3. We Were Once a Salt Superpower

The flag of the Turks & Caicos Islands once depicted an igloo. This was caused by a map maker confusing piles of salt with these ice and snow structures. But in reality it was salt, which was very important to the development of our country.

At the height of production at the beginnings of the 1900s, total exports from the country reached nearly 2 million bushels. About 800 acres (324 hectares) of salina was being utilized across the three islands and over 80 miles (129 kilometres) of dividing walls stood.

4. We’re Home to One of the Longest Barrier Reefs in the World

Providenciales is world-renowned for its scuba diving. The healthy barrier reef surrounding the island, the third largest of its kind in the world, is home to millions of corals, tropical fish and other underwater companions – dolphins, hawksbill turtles, manta rays, nurse sharks, and many more. Scuba diving excursions can be arranged by our Tour Desk, located next to Hemingway’s restaurant alongside the hotel’s main swimming pool.

5.  We Also Have One of the Largest Caves In the Caribbean

The Conch Bar Caves, located on Middle Caicos, is the largest above-ground cavesystem in the Bahamas-Turks and Caicos Islands archipelago.
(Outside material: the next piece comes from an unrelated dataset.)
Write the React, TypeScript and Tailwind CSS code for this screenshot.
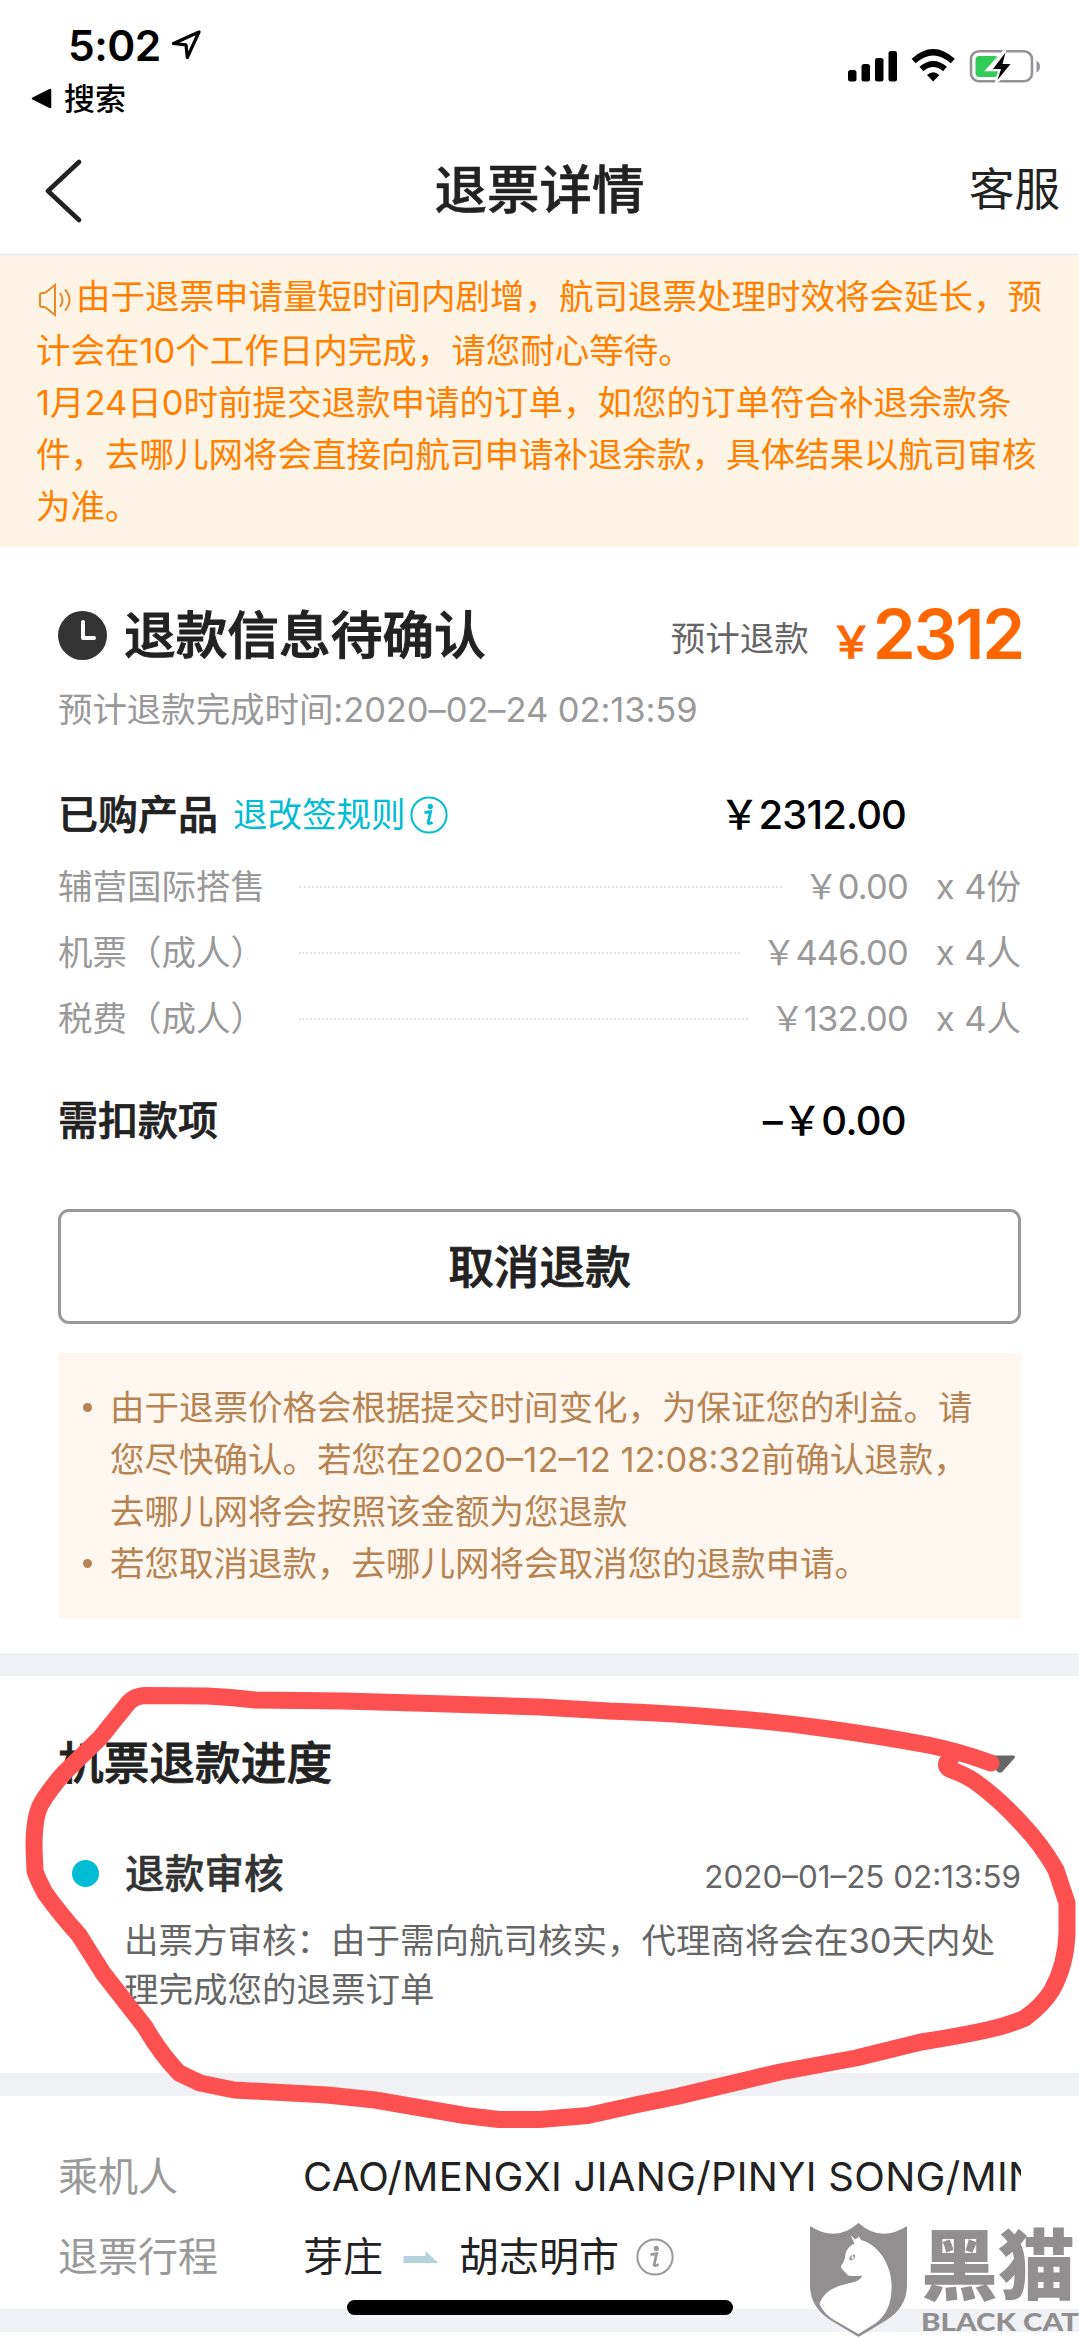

6. We Sit On Big Bubbles of Freshwater

The islands’ most distinctive natural feature, aside from our very beautiful white sand beaches, are underground fresh water “lense.”  The structure and porosity of the limestone that make up Providenciales and other islands here means rainfall is absorbed and held as if by a sponge.

The freshwater lens itself is formed when lighter rainwater floats on top of the heavier, denser salty seawater, creating an underground lens-shaped layer of pure fresh water, varying in depth from a few inches to over 40 feet.

7. Our White-Sand Beaches Are Basically Just Seashells

There is over 230 miles of beach, most of it softest white sands on Earth. The sand is the remains of massive limestone deposits that rise thousands of feet above the sea floor.

8. Visitors Outnumber Locals… But By How Much?

The Turks and Caicos islands host an average of 350,000 travelers each year. That’s 10 times the amount of people who call the islands home year round.

9. The Turks and Caicos Was Part of the Space Race

NASA’s Friendship 7 mission ended when John Glenn splashed down in his capsule in the Atlantic, off the Turks and Caicos Islands. An American aircraft carrier picked up Glenn and the Friendship 7 space capsule, which can be seen to this day on Grand Turk island.


10. We’re Home to the Oldest Shipwreck in the Americas

The Molasses Reef Shipwreck is the site of a ship which wrecked in the Turks and Caicos Islands early in the 16th century. It is the oldest wreck of a European ship in the Americas to have been discovered so far. The surviving parts of the hull showed construction techniques typical of 15th- and 16th-century Portuguese and Spanish ships, indicating this ship was a caravel. The age of the wreck indicates that the ship was built in Spain or Portugal and sailed across the Atlantic.